# [DATA RECORDS]
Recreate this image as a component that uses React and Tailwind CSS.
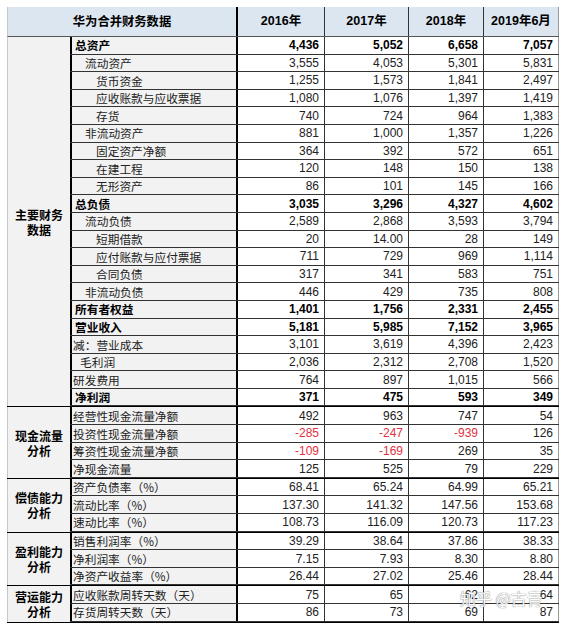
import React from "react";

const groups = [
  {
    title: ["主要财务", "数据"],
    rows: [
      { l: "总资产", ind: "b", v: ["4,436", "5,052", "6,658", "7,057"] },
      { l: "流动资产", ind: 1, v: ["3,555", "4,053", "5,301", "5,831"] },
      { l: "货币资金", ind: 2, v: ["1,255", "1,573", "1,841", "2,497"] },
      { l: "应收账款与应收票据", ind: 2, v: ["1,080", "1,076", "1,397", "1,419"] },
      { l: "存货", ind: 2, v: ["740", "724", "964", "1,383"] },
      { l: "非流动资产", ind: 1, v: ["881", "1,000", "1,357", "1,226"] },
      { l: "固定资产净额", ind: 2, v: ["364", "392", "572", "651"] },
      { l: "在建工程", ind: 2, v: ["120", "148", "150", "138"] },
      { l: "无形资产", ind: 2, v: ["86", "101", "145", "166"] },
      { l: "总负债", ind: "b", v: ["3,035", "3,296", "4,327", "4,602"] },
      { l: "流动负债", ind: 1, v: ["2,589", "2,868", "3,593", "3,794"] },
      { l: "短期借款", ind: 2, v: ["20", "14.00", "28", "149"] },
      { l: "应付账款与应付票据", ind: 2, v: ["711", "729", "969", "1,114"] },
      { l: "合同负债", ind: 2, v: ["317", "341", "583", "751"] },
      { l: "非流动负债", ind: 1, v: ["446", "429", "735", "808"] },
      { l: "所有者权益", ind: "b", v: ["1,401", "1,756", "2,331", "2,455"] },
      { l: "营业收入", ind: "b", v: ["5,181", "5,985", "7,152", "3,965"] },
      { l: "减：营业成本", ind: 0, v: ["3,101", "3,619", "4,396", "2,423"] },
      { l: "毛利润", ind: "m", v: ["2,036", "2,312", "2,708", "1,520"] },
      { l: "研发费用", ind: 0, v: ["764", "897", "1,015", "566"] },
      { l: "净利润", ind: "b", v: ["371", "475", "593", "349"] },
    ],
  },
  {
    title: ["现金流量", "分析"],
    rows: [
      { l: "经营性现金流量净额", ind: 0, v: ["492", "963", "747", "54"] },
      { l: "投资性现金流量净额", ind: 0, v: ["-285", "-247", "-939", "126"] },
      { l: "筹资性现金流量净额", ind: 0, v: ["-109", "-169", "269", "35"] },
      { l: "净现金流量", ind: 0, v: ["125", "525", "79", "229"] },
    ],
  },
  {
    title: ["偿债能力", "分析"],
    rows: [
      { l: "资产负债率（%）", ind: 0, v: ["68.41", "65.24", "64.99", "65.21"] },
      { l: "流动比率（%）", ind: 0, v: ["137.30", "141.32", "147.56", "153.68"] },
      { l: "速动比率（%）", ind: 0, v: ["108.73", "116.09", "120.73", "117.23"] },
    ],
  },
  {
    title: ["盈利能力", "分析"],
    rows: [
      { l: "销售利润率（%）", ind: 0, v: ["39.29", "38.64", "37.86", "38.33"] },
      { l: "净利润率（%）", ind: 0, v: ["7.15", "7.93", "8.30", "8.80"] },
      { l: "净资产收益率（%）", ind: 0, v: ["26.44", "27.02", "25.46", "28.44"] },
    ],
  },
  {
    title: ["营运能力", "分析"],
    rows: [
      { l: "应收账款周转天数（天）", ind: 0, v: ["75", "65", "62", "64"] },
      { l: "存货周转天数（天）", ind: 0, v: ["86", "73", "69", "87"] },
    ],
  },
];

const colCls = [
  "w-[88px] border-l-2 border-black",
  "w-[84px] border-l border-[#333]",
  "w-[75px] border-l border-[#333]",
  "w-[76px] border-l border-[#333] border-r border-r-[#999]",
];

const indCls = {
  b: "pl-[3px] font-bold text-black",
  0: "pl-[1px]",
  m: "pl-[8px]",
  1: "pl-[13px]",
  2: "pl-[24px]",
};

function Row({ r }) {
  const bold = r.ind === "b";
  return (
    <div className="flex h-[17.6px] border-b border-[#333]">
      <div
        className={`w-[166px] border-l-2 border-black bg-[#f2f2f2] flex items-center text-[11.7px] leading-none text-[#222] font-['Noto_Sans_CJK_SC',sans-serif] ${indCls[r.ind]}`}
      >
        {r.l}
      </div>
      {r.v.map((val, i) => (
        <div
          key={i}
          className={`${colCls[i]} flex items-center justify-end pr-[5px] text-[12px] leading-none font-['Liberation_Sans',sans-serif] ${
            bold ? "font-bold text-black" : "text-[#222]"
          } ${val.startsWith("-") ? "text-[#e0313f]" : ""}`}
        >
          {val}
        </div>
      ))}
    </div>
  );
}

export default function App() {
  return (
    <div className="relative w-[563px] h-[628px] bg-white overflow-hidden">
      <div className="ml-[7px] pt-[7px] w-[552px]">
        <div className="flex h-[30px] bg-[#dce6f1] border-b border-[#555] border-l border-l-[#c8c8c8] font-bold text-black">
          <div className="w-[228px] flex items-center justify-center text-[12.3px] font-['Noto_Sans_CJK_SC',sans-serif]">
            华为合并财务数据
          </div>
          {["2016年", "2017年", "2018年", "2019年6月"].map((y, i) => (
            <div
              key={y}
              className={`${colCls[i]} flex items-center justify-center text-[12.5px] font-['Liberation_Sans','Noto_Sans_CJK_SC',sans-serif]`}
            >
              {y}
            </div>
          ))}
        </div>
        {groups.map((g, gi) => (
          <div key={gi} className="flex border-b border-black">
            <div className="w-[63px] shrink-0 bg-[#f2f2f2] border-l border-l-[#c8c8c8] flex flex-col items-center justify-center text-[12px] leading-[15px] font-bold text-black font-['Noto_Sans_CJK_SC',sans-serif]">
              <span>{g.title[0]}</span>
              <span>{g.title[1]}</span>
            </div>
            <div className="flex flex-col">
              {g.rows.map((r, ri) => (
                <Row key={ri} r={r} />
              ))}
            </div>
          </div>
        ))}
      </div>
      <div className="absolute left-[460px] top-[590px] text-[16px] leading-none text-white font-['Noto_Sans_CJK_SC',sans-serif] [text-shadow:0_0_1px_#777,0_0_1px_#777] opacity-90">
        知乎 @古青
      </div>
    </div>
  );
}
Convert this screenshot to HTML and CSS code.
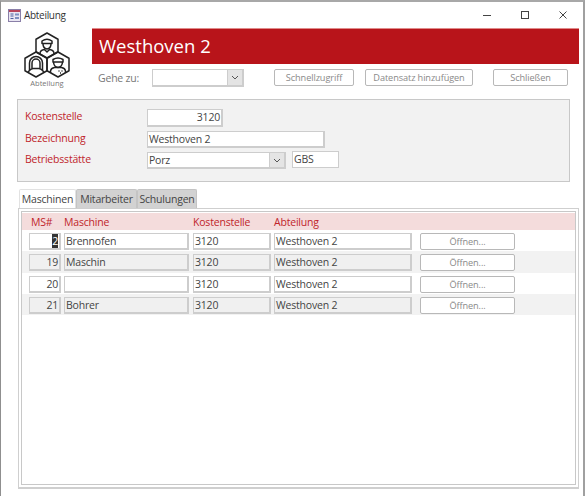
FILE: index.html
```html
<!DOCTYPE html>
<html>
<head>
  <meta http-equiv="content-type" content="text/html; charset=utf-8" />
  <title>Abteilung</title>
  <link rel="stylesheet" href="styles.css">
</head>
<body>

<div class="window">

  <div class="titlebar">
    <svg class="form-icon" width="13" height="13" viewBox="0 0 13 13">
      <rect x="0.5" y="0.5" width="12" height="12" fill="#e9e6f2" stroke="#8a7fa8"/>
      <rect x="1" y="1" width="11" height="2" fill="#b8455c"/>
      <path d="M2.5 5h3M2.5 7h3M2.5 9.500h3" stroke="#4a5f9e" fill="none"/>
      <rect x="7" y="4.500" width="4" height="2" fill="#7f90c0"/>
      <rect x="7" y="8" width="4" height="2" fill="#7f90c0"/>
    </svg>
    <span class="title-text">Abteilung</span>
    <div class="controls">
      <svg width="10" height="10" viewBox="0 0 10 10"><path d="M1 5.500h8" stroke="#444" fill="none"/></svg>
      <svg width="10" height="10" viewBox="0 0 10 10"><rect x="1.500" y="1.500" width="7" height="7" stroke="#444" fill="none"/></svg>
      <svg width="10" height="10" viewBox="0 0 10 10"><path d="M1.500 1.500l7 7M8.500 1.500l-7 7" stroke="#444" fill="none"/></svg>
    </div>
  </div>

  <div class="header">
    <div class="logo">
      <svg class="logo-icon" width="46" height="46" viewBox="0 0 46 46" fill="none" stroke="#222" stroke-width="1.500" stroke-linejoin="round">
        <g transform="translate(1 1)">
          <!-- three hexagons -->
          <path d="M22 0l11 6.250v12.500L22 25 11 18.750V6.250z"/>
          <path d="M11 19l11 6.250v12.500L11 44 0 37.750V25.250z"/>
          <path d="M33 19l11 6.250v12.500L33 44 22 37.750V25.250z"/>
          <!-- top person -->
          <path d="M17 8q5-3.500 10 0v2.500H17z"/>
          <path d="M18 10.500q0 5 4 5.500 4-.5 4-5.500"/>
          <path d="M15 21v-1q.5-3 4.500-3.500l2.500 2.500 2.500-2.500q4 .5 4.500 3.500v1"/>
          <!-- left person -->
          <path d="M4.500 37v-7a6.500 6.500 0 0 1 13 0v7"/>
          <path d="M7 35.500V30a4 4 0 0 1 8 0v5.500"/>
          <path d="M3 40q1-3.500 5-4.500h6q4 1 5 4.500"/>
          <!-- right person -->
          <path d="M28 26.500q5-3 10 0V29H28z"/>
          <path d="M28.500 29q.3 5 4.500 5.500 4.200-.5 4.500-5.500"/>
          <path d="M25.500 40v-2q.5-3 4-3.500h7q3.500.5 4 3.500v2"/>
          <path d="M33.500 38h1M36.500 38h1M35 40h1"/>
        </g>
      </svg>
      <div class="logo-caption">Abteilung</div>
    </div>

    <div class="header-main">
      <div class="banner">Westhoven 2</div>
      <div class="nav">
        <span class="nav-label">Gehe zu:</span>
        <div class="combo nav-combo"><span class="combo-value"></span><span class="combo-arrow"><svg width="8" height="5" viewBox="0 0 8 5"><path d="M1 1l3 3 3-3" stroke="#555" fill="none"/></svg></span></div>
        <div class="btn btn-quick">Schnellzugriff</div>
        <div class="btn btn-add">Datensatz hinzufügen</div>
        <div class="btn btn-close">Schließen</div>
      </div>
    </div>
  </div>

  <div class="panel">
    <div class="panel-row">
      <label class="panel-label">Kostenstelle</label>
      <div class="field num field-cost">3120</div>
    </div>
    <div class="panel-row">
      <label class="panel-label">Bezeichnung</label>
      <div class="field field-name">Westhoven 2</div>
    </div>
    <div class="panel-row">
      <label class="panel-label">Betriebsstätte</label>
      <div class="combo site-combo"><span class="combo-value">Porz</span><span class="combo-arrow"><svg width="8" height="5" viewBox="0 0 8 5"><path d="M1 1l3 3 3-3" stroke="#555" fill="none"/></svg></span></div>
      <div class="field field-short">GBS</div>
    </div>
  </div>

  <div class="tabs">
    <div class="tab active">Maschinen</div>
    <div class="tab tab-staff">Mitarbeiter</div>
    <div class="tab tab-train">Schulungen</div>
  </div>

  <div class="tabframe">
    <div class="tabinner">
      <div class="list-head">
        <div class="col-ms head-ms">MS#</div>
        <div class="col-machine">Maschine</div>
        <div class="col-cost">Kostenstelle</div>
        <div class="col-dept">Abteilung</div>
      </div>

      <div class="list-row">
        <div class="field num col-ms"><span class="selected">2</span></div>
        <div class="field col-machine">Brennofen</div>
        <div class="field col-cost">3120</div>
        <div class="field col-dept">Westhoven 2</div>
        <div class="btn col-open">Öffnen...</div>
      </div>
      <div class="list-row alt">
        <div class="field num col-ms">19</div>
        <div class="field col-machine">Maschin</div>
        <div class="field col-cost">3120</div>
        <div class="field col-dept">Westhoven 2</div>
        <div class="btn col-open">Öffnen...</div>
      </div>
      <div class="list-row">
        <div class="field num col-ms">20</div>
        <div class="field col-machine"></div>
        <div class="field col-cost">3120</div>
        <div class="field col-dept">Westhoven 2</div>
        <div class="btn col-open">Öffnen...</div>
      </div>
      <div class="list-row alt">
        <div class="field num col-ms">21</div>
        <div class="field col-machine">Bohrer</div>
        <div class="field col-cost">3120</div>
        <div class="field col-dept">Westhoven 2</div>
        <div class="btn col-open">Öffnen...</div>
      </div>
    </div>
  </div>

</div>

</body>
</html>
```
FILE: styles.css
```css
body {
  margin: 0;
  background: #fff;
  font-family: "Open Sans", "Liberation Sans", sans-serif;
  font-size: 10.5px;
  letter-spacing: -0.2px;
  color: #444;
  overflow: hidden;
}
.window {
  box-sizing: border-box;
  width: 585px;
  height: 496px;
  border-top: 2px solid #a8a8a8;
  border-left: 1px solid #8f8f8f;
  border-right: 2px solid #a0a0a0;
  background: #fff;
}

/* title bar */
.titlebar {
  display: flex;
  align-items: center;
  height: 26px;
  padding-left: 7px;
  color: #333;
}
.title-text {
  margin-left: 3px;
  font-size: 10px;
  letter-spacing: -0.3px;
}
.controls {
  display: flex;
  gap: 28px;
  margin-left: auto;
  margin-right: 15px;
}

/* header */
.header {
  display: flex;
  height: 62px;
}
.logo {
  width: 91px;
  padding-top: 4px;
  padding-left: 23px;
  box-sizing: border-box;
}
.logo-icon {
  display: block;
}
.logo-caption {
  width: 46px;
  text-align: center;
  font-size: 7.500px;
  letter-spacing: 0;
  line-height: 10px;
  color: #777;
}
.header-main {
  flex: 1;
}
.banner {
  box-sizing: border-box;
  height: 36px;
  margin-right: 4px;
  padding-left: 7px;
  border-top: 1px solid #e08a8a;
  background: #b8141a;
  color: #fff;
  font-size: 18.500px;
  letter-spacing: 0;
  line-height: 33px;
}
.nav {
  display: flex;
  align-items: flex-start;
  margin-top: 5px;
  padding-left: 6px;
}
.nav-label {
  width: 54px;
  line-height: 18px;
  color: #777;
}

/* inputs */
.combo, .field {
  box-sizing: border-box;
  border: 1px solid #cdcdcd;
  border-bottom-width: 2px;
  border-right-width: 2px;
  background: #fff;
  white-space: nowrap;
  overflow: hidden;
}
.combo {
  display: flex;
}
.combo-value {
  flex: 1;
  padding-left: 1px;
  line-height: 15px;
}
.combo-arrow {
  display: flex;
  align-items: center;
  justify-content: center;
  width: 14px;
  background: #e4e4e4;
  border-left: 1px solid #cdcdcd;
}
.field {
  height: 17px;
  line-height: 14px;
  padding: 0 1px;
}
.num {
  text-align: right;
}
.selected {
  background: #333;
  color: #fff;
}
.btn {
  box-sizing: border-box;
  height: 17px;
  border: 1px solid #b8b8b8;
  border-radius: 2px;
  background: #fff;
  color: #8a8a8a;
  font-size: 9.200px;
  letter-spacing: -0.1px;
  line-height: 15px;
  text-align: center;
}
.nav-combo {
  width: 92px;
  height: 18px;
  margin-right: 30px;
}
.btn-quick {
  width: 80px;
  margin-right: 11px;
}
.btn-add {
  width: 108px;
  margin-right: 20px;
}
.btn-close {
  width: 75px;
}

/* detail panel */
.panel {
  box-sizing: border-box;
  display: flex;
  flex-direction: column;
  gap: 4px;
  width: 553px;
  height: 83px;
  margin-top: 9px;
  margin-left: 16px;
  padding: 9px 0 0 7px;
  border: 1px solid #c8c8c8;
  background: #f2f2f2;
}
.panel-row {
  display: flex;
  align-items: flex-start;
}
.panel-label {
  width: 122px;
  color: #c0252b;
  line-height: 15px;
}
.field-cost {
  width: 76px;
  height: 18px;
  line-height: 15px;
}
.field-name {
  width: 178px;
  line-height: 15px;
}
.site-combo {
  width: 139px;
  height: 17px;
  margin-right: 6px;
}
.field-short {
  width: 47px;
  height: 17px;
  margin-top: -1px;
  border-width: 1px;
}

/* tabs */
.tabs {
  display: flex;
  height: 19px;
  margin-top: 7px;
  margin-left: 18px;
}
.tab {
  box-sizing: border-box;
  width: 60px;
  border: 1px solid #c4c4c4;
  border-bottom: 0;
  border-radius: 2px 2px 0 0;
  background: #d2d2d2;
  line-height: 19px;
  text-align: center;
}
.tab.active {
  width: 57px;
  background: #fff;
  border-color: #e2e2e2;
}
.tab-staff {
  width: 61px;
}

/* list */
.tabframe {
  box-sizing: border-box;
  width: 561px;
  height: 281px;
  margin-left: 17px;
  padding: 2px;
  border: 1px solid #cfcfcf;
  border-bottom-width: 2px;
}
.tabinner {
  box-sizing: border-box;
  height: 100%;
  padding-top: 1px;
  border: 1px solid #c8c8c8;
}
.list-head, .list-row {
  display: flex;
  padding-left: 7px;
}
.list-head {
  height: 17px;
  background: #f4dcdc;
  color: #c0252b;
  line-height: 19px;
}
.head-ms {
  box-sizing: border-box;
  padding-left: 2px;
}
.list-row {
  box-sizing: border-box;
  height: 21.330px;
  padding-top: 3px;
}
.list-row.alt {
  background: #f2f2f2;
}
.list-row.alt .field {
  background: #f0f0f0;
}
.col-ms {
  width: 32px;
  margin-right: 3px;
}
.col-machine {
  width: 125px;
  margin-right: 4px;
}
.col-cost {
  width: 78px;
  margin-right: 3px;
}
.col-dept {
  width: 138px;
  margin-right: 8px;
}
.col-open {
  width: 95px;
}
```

# [SHORT EXERCISE]
Repeat, word for word and with no pictures, only the lines running from the beginning of the data to the line that contains "import React from".

# [CORRECT OUTPUT]
Recreate this image as a component that uses React and Tailwind CSS.
import React from "react";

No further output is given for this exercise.